* STORED DATA *
○ ○ ○ ○ ○ ○ ○

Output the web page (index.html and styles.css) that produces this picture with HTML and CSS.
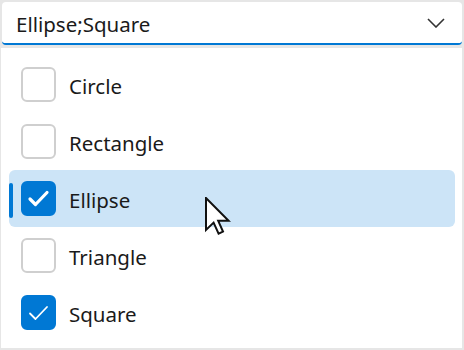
FILE: index.html
```html
<!DOCTYPE html>
<html lang="en">
<head>
    <meta charset="UTF-8">
    <title>Shapes</title>
    <link rel="stylesheet" href="styles.css">
</head>
<body>
    <div class="combo">
        <span class="combo-text">Ellipse;Square</span>
        <svg class="chevron" width="18" height="10" viewBox="0 0 18 10">
            <path d="M1 1 L9 9 L17 1" fill="none" stroke="#333" stroke-width="1.6"/>
        </svg>
    </div>
    <div class="dropdown">
        <div class="item">
            <span class="box"></span>
            <span class="label">Circle</span>
        </div>
        <div class="item">
            <span class="box"></span>
            <span class="label">Rectangle</span>
        </div>
        <div class="item hover">
            <span class="box checked">
                <svg width="35" height="35" viewBox="0 0 35 35">
                    <path d="M9 18 L14.5 23.5 L26 11.5" fill="none" stroke="#fff" stroke-width="3.2" stroke-linecap="round" stroke-linejoin="round"/>
                </svg>
            </span>
            <span class="label">Ellipse</span>
            <svg class="cursor" width="26" height="38" viewBox="0 0 13 19">
                <path d="M0.5 0.5 L0.5 16.5 L4.3 12.8 L6.8 18.3 L9 17.3 L6.6 11.9 L11.8 11.9 Z" fill="#fff" stroke="#111" stroke-width="1" stroke-linejoin="miter"/>
            </svg>
        </div>
        <div class="item">
            <span class="box"></span>
            <span class="label">Triangle</span>
        </div>
        <div class="item">
            <span class="box checked">
                <svg width="35" height="35" viewBox="0 0 35 35">
                    <path d="M9 18.5 L14.5 24 L26 12" fill="none" stroke="#fff" stroke-width="1.8" stroke-linecap="round" stroke-linejoin="round"/>
                </svg>
            </span>
            <span class="label">Square</span>
        </div>
    </div>
</body>
</html>
```

FILE: styles.css
```css
body {
    margin: 0;
    padding: 2px 2px 0 1px;
    background-color: #e6e6e6;
    font-family: "Noto Sans", "Open Sans", sans-serif;
    color: #1a1a1a;
    height: 348px;
    overflow: hidden;
}

.combo {
    display: flex;
    align-items: center;
    justify-content: space-between;
    height: 41px;
    margin-left: 1px;
    padding: 0 17px 0 14px;
    background-color: white;
    border-bottom: 2px solid #0078d4;
    border-radius: 4px;
    font-size: 20.5px;
}

.combo-text {
    margin-top: 2px;
}

.chevron {
    margin-top: 1px;
}

.dropdown {
    margin-top: 3px;
    height: 285px;
    padding: 8px 7px 7px 8px;
    background-color: white;
}

.item {
    display: flex;
    align-items: center;
    height: 57px;
    padding-left: 12px;
    border-radius: 6px;
    position: relative;
    font-size: 20.5px;
}

.label {
    margin-top: 2px;
}

.item.hover {
    background-color: #cce4f7;
}

.item.hover::before {
    content: "";
    position: absolute;
    left: 0;
    top: 13px;
    width: 4px;
    height: 35px;
    border-radius: 2px;
    background-color: #0078d4;
}

.box {
    width: 31px;
    height: 31px;
    border: 2px solid #cfcfcf;
    border-radius: 6px;
    margin-right: 13px;
    position: relative;
    flex-shrink: 0;
}

.box.checked {
    background-color: #0078d4;
    border-color: #0078d4;
}

.box svg {
    position: absolute;
    left: -2px;
    top: -2px;
}

.cursor {
    position: absolute;
    left: 196px;
    top: 27px;
}
```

○ ○ ○ ○ ○ ○ ○

Without including any pictures, print all of the material exactly as given.

* REPLY TO THE TASK *
Output the web page (index.html and styles.css) that produces this picture with HTML and CSS.
FILE: index.html
```html
<!DOCTYPE html>
<html lang="en">
<head>
    <meta charset="UTF-8">
    <title>Shapes</title>
    <link rel="stylesheet" href="styles.css">
</head>
<body>
    <div class="combo">
        <span class="combo-text">Ellipse;Square</span>
        <svg class="chevron" width="18" height="10" viewBox="0 0 18 10">
            <path d="M1 1 L9 9 L17 1" fill="none" stroke="#333" stroke-width="1.6"/>
        </svg>
    </div>
    <div class="dropdown">
        <div class="item">
            <span class="box"></span>
            <span class="label">Circle</span>
        </div>
        <div class="item">
            <span class="box"></span>
            <span class="label">Rectangle</span>
        </div>
        <div class="item hover">
            <span class="box checked">
                <svg width="35" height="35" viewBox="0 0 35 35">
                    <path d="M9 18 L14.5 23.5 L26 11.5" fill="none" stroke="#fff" stroke-width="3.2" stroke-linecap="round" stroke-linejoin="round"/>
                </svg>
            </span>
            <span class="label">Ellipse</span>
            <svg class="cursor" width="26" height="38" viewBox="0 0 13 19">
                <path d="M0.5 0.5 L0.5 16.5 L4.3 12.8 L6.8 18.3 L9 17.3 L6.6 11.9 L11.8 11.9 Z" fill="#fff" stroke="#111" stroke-width="1" stroke-linejoin="miter"/>
            </svg>
        </div>
        <div class="item">
            <span class="box"></span>
            <span class="label">Triangle</span>
        </div>
        <div class="item">
            <span class="box checked">
                <svg width="35" height="35" viewBox="0 0 35 35">
                    <path d="M9 18.5 L14.5 24 L26 12" fill="none" stroke="#fff" stroke-width="1.8" stroke-linecap="round" stroke-linejoin="round"/>
                </svg>
            </span>
            <span class="label">Square</span>
        </div>
    </div>
</body>
</html>
```

FILE: styles.css
```css
body {
    margin: 0;
    padding: 2px 2px 0 1px;
    background-color: #e6e6e6;
    font-family: "Noto Sans", "Open Sans", sans-serif;
    color: #1a1a1a;
    height: 348px;
    overflow: hidden;
}

.combo {
    display: flex;
    align-items: center;
    justify-content: space-between;
    height: 41px;
    margin-left: 1px;
    padding: 0 17px 0 14px;
    background-color: white;
    border-bottom: 2px solid #0078d4;
    border-radius: 4px;
    font-size: 20.5px;
}

.combo-text {
    margin-top: 2px;
}

.chevron {
    margin-top: 1px;
}

.dropdown {
    margin-top: 3px;
    height: 285px;
    padding: 8px 7px 7px 8px;
    background-color: white;
}

.item {
    display: flex;
    align-items: center;
    height: 57px;
    padding-left: 12px;
    border-radius: 6px;
    position: relative;
    font-size: 20.5px;
}

.label {
    margin-top: 2px;
}

.item.hover {
    background-color: #cce4f7;
}

.item.hover::before {
    content: "";
    position: absolute;
    left: 0;
    top: 13px;
    width: 4px;
    height: 35px;
    border-radius: 2px;
    background-color: #0078d4;
}

.box {
    width: 31px;
    height: 31px;
    border: 2px solid #cfcfcf;
    border-radius: 6px;
    margin-right: 13px;
    position: relative;
    flex-shrink: 0;
}

.box.checked {
    background-color: #0078d4;
    border-color: #0078d4;
}

.box svg {
    position: absolute;
    left: -2px;
    top: -2px;
}

.cursor {
    position: absolute;
    left: 196px;
    top: 27px;
}
```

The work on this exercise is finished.